The Girl on the Train / Paula Hawkins

Title: The Girl on the Train

Author: Paula Hawkins

Genre: Fiction, Mystery, Thriller22557272.jpg

Publisher: Riverhead Books,  January 13th 2015

Pages: 323

Synopsis: Rachel catches the same commuter train every morning. She knows it will wait at the same signal each time, overlooking a row of back gardens. She’s even started to feel like she knows the people who live in one of the houses. ‘Jess and Jason’, she calls them. Their life—as she sees it—is perfect. If only Rachel could be that happy. And then she sees something shocking. It’s only a minute until the train moves on, but it’s enough. Now everything’s changed. Now Rachel has a chance to become a part of the lives she’s only watched from afar. Now they’ll see; she’s much more than just the girl on the train…


I wiped the condensation off my fingertips and folded my grocery list into a lopsided rectangle before continuing down the isle. My cart was half-full of veggies and frozen tofu meals. I was wearing a sweater for the first time of the season and I was already thinking about making hot cocoa and constructing an autumn reading list. With one hand shoved in my pocket and the other pushing my cart around an island of tortilla chips, I eyed the toy-office supplies-magazine-book isle. It was an isle I always did my best to ignore, but that day my spirit was weak and I steered right down that isle without hesitating. I figured it was within my budget that week to make a purchase I didn’t need. 

Oh how wrong I was.

The Girl on the Train was a purchase I did need. I had avoided adding it to my bookshelf due to its recent popularity, fearing it was just another “best seller” that would fail to meet raised expectations, but I was wrong to be weary. Hawkins has created a serious of characters that will haunt me long after I have put this book away on my shelf. The choice of first person point-of-view creates a narration that rings true, no matter the character. And we get three in all: Rachel, Megan, and Anna. Although I think Megan’s character was intriguing, Rachel was the character I found myself eager to read from. She was so incredibly human, so painfully flawed. Every time she was about to do something I know she would regret, I wanted to shout.
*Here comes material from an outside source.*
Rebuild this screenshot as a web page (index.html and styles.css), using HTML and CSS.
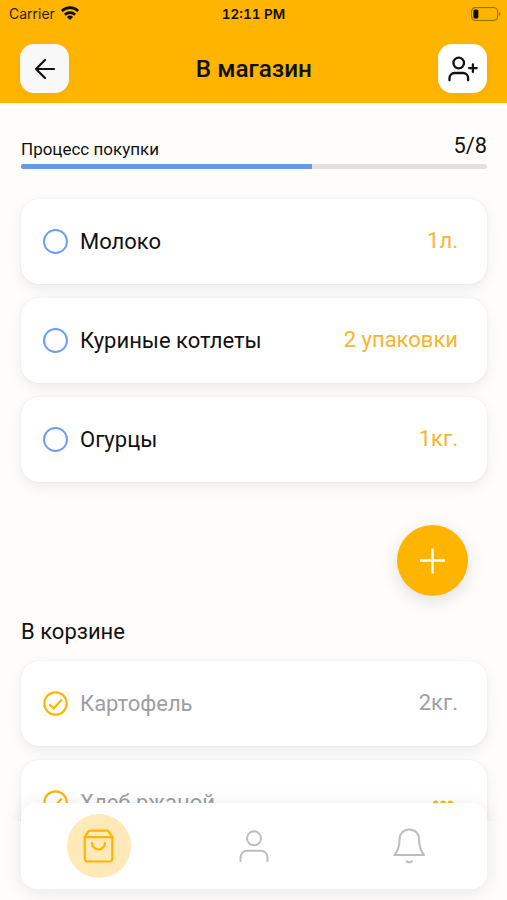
FILE: index.html
```html
<!-- index.html -->
<!DOCTYPE html>
<html lang="ru">
<head>
    <meta charset="UTF-8">
    <meta name="viewport" content="width=device-width, initial-scale=1.0">
    <title>В магазин</title>
    <link rel="stylesheet" href="styles.css">
</head>
<body>
    <header class="header">
        <div class="status-bar">
            <div class="carrier">
                <span>Carrier</span>
                <svg class="wifi" viewBox="0 0 18 14" width="18" height="14" fill="none" stroke="#120d00" stroke-width="2.7">
                    <path d="M.8 5a11.600 11.600 0 0 1 16.400 0"/>
                    <path d="M3.900 8.700a7.400 7.400 0 0 1 10.200 0"/>
                    <path d="M9 14L5.900 11a4.500 4.500 0 0 1 6.200 0z" fill="#120d00" stroke="none"/>
                </svg>
            </div>
            <div class="time">12:11 PM</div>
            <svg class="battery" viewBox="0 0 30 14" width="30" height="14">
                <rect x="0.6" y="0.6" width="26" height="12.800" rx="3.400" fill="none" stroke="#8d6500" stroke-width="1"/>
                <rect x="2.400" y="2.600" width="5" height="8.800" rx="1.500" fill="#120d00"/>
                <path d="M28 4.800v4.400c1.800-.7 1.800-3.700 0-4.400z" fill="#8d6500"/>
            </svg>
        </div>
        <div class="nav">
            <button class="nav-button">
                <svg viewBox="0 0 22 22" width="22" height="22" fill="none" stroke="#111" stroke-width="2.2" stroke-linecap="round" stroke-linejoin="round">
                    <path d="M20 11H2M11 2L2 11l9 9"/>
                </svg>
            </button>
            <h1>В магазин</h1>
            <button class="nav-button white">
                <svg viewBox="0 0 30 26" width="30" height="26" fill="none" stroke="#111" stroke-width="2.3" stroke-linecap="round">
                    <circle cx="10.7" cy="7" r="5.3"/>
                    <path d="M1.500 24.300v-2.300a5 5 0 0 1 5-5h8.600a5 5 0 0 1 5 5v2.300"/>
                    <path d="M24.900 8.300v7.600M21.100 12.100h7.600"/>
                </svg>
            </button>
        </div>
    </header>

    <main class="content">
        <div class="progress-info">
            <span class="progress-label">Процесс покупки</span>
            <span class="progress-count">5/8</span>
        </div>
        <div class="progress"><div class="progress-fill" style="width: 62.5%"></div></div>

        <div class="list">
            <div class="card">
                <span class="circle"></span>
                <span class="name">Молоко</span>
                <span class="amount">1л.</span>
            </div>
            <div class="card">
                <span class="circle"></span>
                <span class="name">Куриные котлеты</span>
                <span class="amount">2 упаковки</span>
            </div>
            <div class="card">
                <span class="circle"></span>
                <span class="name">Огурцы</span>
                <span class="amount">1кг.</span>
            </div>
        </div>

        <button class="add-button">
            <svg viewBox="0 0 26 26" width="26" height="26" stroke="#fff" stroke-width="2.4">
                <path d="M12.500 .5v25M0 12.500h25"/>
            </svg>
        </button>

        <h2>В корзине</h2>
        <div class="list">
            <div class="card done">
                <svg class="check" viewBox="0 0 25 25" width="25" height="25" fill="none" stroke="#ffb400" stroke-width="2.2">
                    <circle cx="12.500" cy="12.500" r="11.200"/>
                    <path d="M6.300 13.200l4.300 4.200 8.200-8.900"/>
                </svg>
                <span class="name">Картофель</span>
                <span class="amount">2кг.</span>
            </div>
            <div class="card done">
                <svg class="check" viewBox="0 0 25 25" width="25" height="25" fill="none" stroke="#ffb400" stroke-width="2.2">
                    <circle cx="12.500" cy="12.500" r="11.200"/>
                    <path d="M6.300 13.200l4.300 4.200 8.200-8.900"/>
                </svg>
                <span class="name">Хлеб ржаной</span>
                <svg class="more" viewBox="0 0 20 6" width="20" height="6" fill="#ffb400">
                    <circle cx="2.700" cy="3" r="2.600"/>
                    <circle cx="10" cy="3" r="2.600"/>
                    <circle cx="17.300" cy="3" r="2.600"/>
                </svg>
            </div>
        </div>
    </main>

    <nav class="tab-bar">
        <a class="tab active">
            <svg viewBox="0 0 32 34" width="32" height="34" fill="none" stroke="#ffb400" stroke-width="2.2" stroke-linejoin="round" stroke-linecap="round">
                <path d="M1.700 8v21.500a3 3 0 0 0 3 3h21.600a3 3 0 0 0 3-3V8"/>
                <path d="M1.700 8.200L5.300 2.600a2.400 2.400 0 0 1 2-1h16.400a2.400 2.400 0 0 1 2 1l3.600 5.600z"/>
                <path d="M9 14a6.500 6.500 0 0 0 13 0"/>
            </svg>
        </a>
        <a class="tab">
            <svg viewBox="0 0 30 34" width="30" height="34" fill="none" stroke="#bdbdbd" stroke-width="2" stroke-linecap="round">
                <circle cx="15" cy="9.300" r="7"/>
                <path d="M1.500 32v-3.800a6.500 6.500 0 0 1 6.500-6.500h14a6.500 6.500 0 0 1 6.500 6.500V32"/>
            </svg>
        </a>
        <a class="tab">
            <svg viewBox="0 0 32 36" width="32" height="36" fill="none" stroke="#bdbdbd" stroke-width="2" stroke-linecap="round" stroke-linejoin="round">
                <path d="M16.300 1.500c-6 0-9.800 4.400-9.800 10.200C6.500 18.500 5 23 1.500 27h29.600C27.600 23 26.100 18.500 26.100 11.700 26.100 5.900 22.300 1.500 16.300 1.500z"/>
                <path d="M13.500 33.200c1.300 1.600 4.300 1.600 5.600 0"/>
            </svg>
        </a>
    </nav>
</body>
</html>
```
FILE: styles.css
```css
* {
    margin: 0;
    padding: 0;
    box-sizing: border-box;
}

body {
    font-family: Roboto, sans-serif;
    background: #fefdfc;
    color: #111;
    height: 900px;
    overflow: hidden;
}

button {
    border: none;
    cursor: pointer;
}

svg {
    display: block;
    flex-shrink: 0;
}

.header {
    height: 103px;
    background: #ffb400;
}

.status-bar {
    display: grid;
    grid-template-columns: 1fr auto 1fr;
    align-items: center;
    height: 27px;
    padding: 0 6px 0 9px;
    font-family: Inter, sans-serif;
    font-size: 14px;
    color: #2b1f00;
}

.carrier {
    display: flex;
    align-items: center;
    gap: 6px;
}

.wifi {
    margin-top: -2px;
}

.time {
    padding-right: 3px;
    font-weight: 600;
    font-size: 13.5px;
    font-variant-numeric: tabular-nums;
    color: #120d00;
}

.battery {
    justify-self: end;
}

.nav {
    display: flex;
    align-items: center;
    justify-content: space-between;
    padding: 17.4px 19.6px 0 20.4px;
}

.nav-button {
    display: flex;
    align-items: center;
    justify-content: center;
    width: 49px;
    height: 49px;
    border-radius: 14px;
    background: #f8f8f8;
    box-shadow: 0 3px 10px rgba(0, 0, 0, 0.03);
}

.nav-button.white {
    background: #fff;
}

h1 {
    font-size: 24.3px;
    font-weight: 500;
    line-height: 28px;
    padding-top: 1px;
}

.content {
    height: 718px;
    padding: 29px 20px 0 21px;
    overflow: hidden;
}

.progress-info {
    display: flex;
    justify-content: space-between;
    height: 32px;
}

.progress-label {
    font-size: 17px;
    line-height: 34px;
}

.progress-count {
    font-size: 21.8px;
    line-height: 28px;
}

.progress {
    height: 5px;
    border-radius: 2px;
    background: #e2e2e2;
    overflow: hidden;
}

.progress-fill {
    height: 100%;
    background: #6898e8;
}

.list {
    display: flex;
    flex-direction: column;
    gap: 14px;
}

.progress + .list {
    margin-top: 30px;
}

.card {
    display: flex;
    align-items: center;
    height: 85px;
    padding: 0 29px 0 21.5px;
    border-radius: 18px;
    background: #fff;
    box-shadow: 0 5px 14px rgba(0, 0, 0, 0.07), 0 0 2px rgba(0, 0, 0, 0.08);
}

.circle {
    width: 25px;
    height: 25px;
    border: 2px solid #6f9eee;
    border-radius: 50%;
}

.name {
    flex: 1;
    margin-left: 12.5px;
    font-size: 22px;
}

.amount {
    margin-top: -3px;
    font-size: 22px;
    color: #f8b52a;
}

.done .name,
.done .amount {
    color: #9d9fa4;
}

.more {
    margin-right: 5px;
}

.add-button {
    display: flex;
    align-items: center;
    justify-content: center;
    width: 71px;
    height: 71px;
    margin: 43px 19px 0 auto;
    border-radius: 50%;
    background: #ffb400;
    box-shadow: 0 5px 18px rgba(0, 0, 0, 0.12);
}

h2 {
    margin: 22px 0 15px;
    font-size: 22px;
    font-weight: 400;
    line-height: 28px;
}

.tab-bar {
    position: fixed;
    left: 21px;
    right: 20px;
    bottom: 11px;
    display: flex;
    align-items: center;
    justify-content: space-around;
    height: 86px;
    border-radius: 16px;
    background: #fff;
    box-shadow: 0 3px 20px rgba(0, 0, 0, 0.09);
}

.tab {
    display: flex;
    align-items: center;
    justify-content: center;
    width: 64px;
    height: 64px;
    border-radius: 50%;
}

.tab.active {
    background: #ffe9b8;
}
```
At one point in the second third of the novel, I realized that I couldn’t even remember what she had lied about and to whom she had lied to. As a character, Rachel had trouble keeping her lies consistent, and like her I felt myself turning over the same information, lost and hungry to solve the mystery. 

Anna’s narration is something I want to mention, because I felt as if it wasn’t actually needed in the story. Everything we get from Anna’s point-of-view is something we are about to see, or have already witnessed via Rachel. Her side of the story doesn’t even become relevant until the last fifty pages. Yes, her part in the ending was crucial, but something still bothers me about those first few Anna chapters. They seemed almost petty. 
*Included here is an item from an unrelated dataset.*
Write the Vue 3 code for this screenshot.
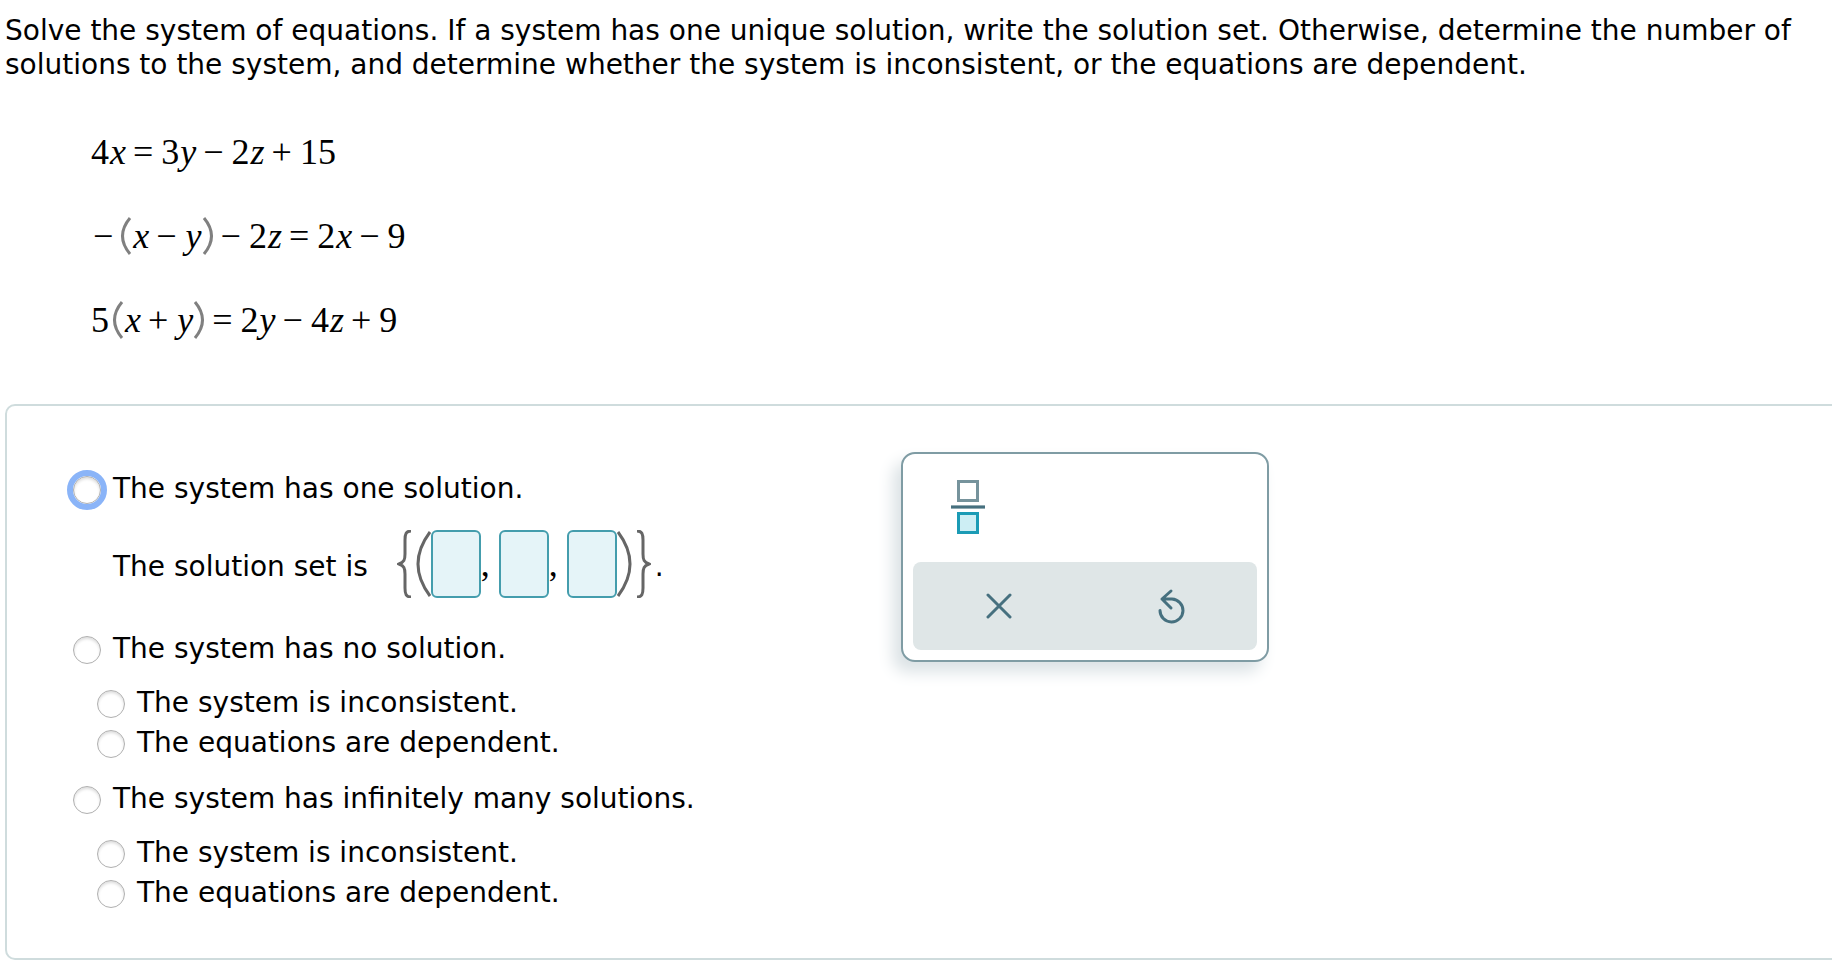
<template>
  <main class="problem">
    <p class="prompt">
      Solve the system of equations. If a system has one unique solution, write the solution set. Otherwise, determine the number of
      solutions to the system, and determine whether the system is inconsistent, or the equations are dependent.
    </p>

    <div class="equations">
      <div v-for="(eq, i) in equations" :key="i" class="equation">
        <template v-for="(t, j) in eq" :key="j">
          <svg v-if="t === '('" class="paren open" viewBox="0 0 12 38"><path d="M10 1Q-5 19 10 37" /></svg>
          <svg v-else-if="t === ')'" class="paren" viewBox="0 0 12 38"><path d="M2 1Q17 19 2 37" /></svg>
          <span v-else :class="tokenClass(t, j)">{{ t }}</span>
        </template>
      </div>
    </div>

    <section class="answer">
      <form class="options" @submit.prevent>
        <label class="option">
          <input v-model="solution" class="focused" type="radio" name="solution" value="one">
          <span>The system has one solution.</span>
        </label>

        <div class="solution-set">
          <span class="set-text">The solution set is</span>
          <div class="set">
            <svg class="brace" viewBox="0 0 16 68"><path d="M14 1C9 1 8 4 8 10V24C8 30 7 32 2 34C7 36 8 38 8 44V58C8 64 9 67 14 67" /></svg>
            <svg class="big-paren" viewBox="0 0 16 68"><path d="M15 2Q-9 34 15 66" /></svg>
            <input v-model="values[0]" type="text" aria-label="x">
            <span class="comma">,</span>
            <input v-model="values[1]" type="text" aria-label="y">
            <span class="comma">,</span>
            <input v-model="values[2]" type="text" aria-label="z">
            <svg class="big-paren" viewBox="0 0 16 68"><path d="M1 2Q25 34 1 66" /></svg>
            <svg class="brace" viewBox="0 0 16 68"><path d="M2 1C7 1 8 4 8 10V24C8 30 9 32 14 34C9 36 8 38 8 44V58C8 64 7 67 2 67" /></svg>
          </div>
          <span class="set-text">.</span>
        </div>

        <div v-for="group in groups" :key="group.value" class="group">
          <label class="option">
            <input v-model="solution" type="radio" name="solution" :value="group.value">
            <span>{{ group.label }}</span>
          </label>
          <div class="sub-options">
            <label v-for="kind in kinds" :key="kind" class="option">
              <input v-model="group.kind" type="radio" :name="'kind-' + group.value" :value="kind">
              <span>{{ kind }}</span>
            </label>
          </div>
        </div>
      </form>

      <div class="tools">
        <div class="tools-keys">
          <button type="button" aria-label="Fraction">
            <svg width="34" height="54" viewBox="0 0 34 54">
              <rect x="7.5" y="1.5" width="19" height="19" fill="#fff" stroke="#76939c" stroke-width="3" />
              <rect y="25" width="34" height="4" fill="#91a9b1" />
              <rect y="26" width="34" height="2" fill="#46707f" />
              <rect x="7.5" y="33.5" width="19" height="19" fill="#cdeef4" stroke="#1b9bb5" stroke-width="3" />
            </svg>
          </button>
        </div>
        <div class="tools-actions">
          <button type="button" aria-label="Clear" @click="clear">
            <svg width="26" height="26" viewBox="0 0 26 26"><path d="M2 2L24 24M24 2L2 24" /></svg>
          </button>
          <button type="button" aria-label="Undo" @click="reset">
            <svg width="28" height="36" viewBox="0 0 28 36"><path d="M14 3L5 11L14 20M5 11H15A11.5 11.5 0 1 1 3 22.500" /></svg>
          </button>
        </div>
      </div>
    </section>
  </main>
</template>

<script setup>
import { ref } from 'vue';

const equations = [
  ['4', 'x', '=', '3', 'y', '−', '2', 'z', '+', '15'],
  ['−', '(', 'x', '−', 'y', ')', '−', '2', 'z', '=', '2', 'x', '−', '9'],
  ['5', '(', 'x', '+', 'y', ')', '=', '2', 'y', '−', '4', 'z', '+', '9']
];

const kinds = ['The system is inconsistent.', 'The equations are dependent.'];

const groups = ref([
  { value: 'none', label: 'The system has no solution.', kind: '' },
  { value: 'many', label: 'The system has infinitely many solutions.', kind: '' }
]);

const solution = ref('');
const values = ref(['', '', '']);

const tokenClass = (token, index) => {
  if ('=+−'.includes(token)) {
    return index === 0 ? 'sign' : 'operator';
  }
  return /[a-z]/.test(token) ? 'variable' : 'number';
};

const clear = () => {
  values.value = ['', '', ''];
};

const reset = () => {
  clear();
  solution.value = '';
  groups.value.forEach(group => {
    group.kind = '';
  });
};
</script>

<style>
body {
  background: #fff;
  overflow-x: hidden;
}
</style>

<style scoped>
.problem {
  padding: 14px 0 16px 5px;
  font-family: Verdana, "DejaVu Sans", sans-serif;
  font-size: 28px;
  line-height: 34px;
  color: #000;
}

.prompt {
  margin: 0;
}

.equations {
  display: flex;
  flex-direction: column;
  padding: 28px 0 42px 86px;
}

.equation {
  display: flex;
  align-items: center;
  height: 84px;
  font-family: "Times New Roman", "Liberation Serif", serif;
  font-size: 36px;
}

.variable {
  margin-left: 1px;
  font-style: italic;
}

.operator {
  margin: 0 8px 0 7px;
}

.sign {
  margin: 0 4px 0 2px;
}

.paren {
  width: 12px;
  height: 38px;
}

.paren.open {
  margin-left: 3px;
}

.paren path,
.brace path,
.big-paren path {
  fill: none;
  stroke: #666;
  stroke-width: 3;
}

.paren path {
  stroke: #808080;
}

.answer {
  display: grid;
  grid-template-columns: 47% auto;
  justify-content: start;
  align-items: start;
  margin-right: -12px;
  padding: 46px 0 28px 60px;
  border: 2px solid #cfdcdd;
  border-radius: 10px;
}

.options {
  padding-top: 18px;
}

.option {
  display: flex;
  align-items: center;
  gap: 12px;
  height: 40px;
}

.option span {
  padding-bottom: 2px;
}

.option input {
  appearance: none;
  flex: none;
  width: 28px;
  height: 28px;
  margin: 0 0 0 6px;
  border: 1px solid #b0b0b0;
  border-radius: 50%;
  background: #fff;
  box-shadow: inset 0 2px 3px #ddd;
}

.option input.focused {
  outline: 6px solid #8ab4f8;
}

.solution-set {
  display: flex;
  align-items: center;
  box-sizing: border-box;
  height: 120px;
  padding: 0 0 12px 46px;
}

.set-text {
  padding-top: 6px;
}

.set {
  display: flex;
  align-items: center;
  margin: 0 4px 0 29px;
}

.set input {
  box-sizing: border-box;
  width: 50px;
  height: 68px;
  padding: 0;
  border: 2px solid #449dad;
  border-radius: 6px;
  background: #e5f4f8;
  font: inherit;
  text-align: center;
}

.comma {
  width: 18px;
  font-family: "Times New Roman", "Liberation Serif", serif;
  font-size: 36px;
}

.brace,
.big-paren {
  width: 16px;
  height: 68px;
}

.brace:first-child {
  margin-right: 2px;
}

.brace:last-child {
  margin-left: 2px;
}

.sub-options {
  padding: 14px 0 16px 24px;
}

.tools {
  box-sizing: border-box;
  width: 368px;
  padding: 10px;
  border: 2px solid #7f9ca4;
  border-radius: 14px;
  background: #fff;
  box-shadow: -8px 10px 16px #dbe2e5;
}

.tools button {
  display: flex;
  padding: 0;
  border: 0;
  background: none;
  cursor: pointer;
}

.tools-keys {
  padding: 16px 38px 28px;
}

.tools-actions {
  display: grid;
  grid-template-columns: 1fr 1fr;
  place-items: center;
  height: 88px;
  border-radius: 8px;
  background: #dfe6e7;
}

.tools-actions path {
  fill: none;
  stroke: #46707f;
  stroke-width: 3;
  stroke-linecap: round;
  stroke-linejoin: round;
}
</style>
Then there’s the ending. I was floored once I hit the last few chapters. It was nearly 1 am, and the spine of the poor paperback was folded and creased to death, but I couldn’t stop. I just had to know how all the loose ends were going to tie up. Although I felt the push all the way through to the end, there’s something about long segments of dialogue at the end of a thriller (at the very climax, no less) that turns me off. It’s to build tension, yes, but I don’t want the entire truth of the mystery, motive and all, to be explained by a single character in a grant monologue. The ending of The Girl on the Train teetered at the brink of this. But still, I left the book a satisfied reader, grateful to finally claim sleep after that incredible rollercoaster ride of a plot. 

Although I hate to compare the two, there is something about The Girl on The Train that hits incredibly close to Gillian Flynn’s Gone Girl. For anyone who loved that book, this psychological thriller is for you. Both Hawkins and Flynn explore marriage, unique and chilling characters, and the flaws that make us undoubtedly human.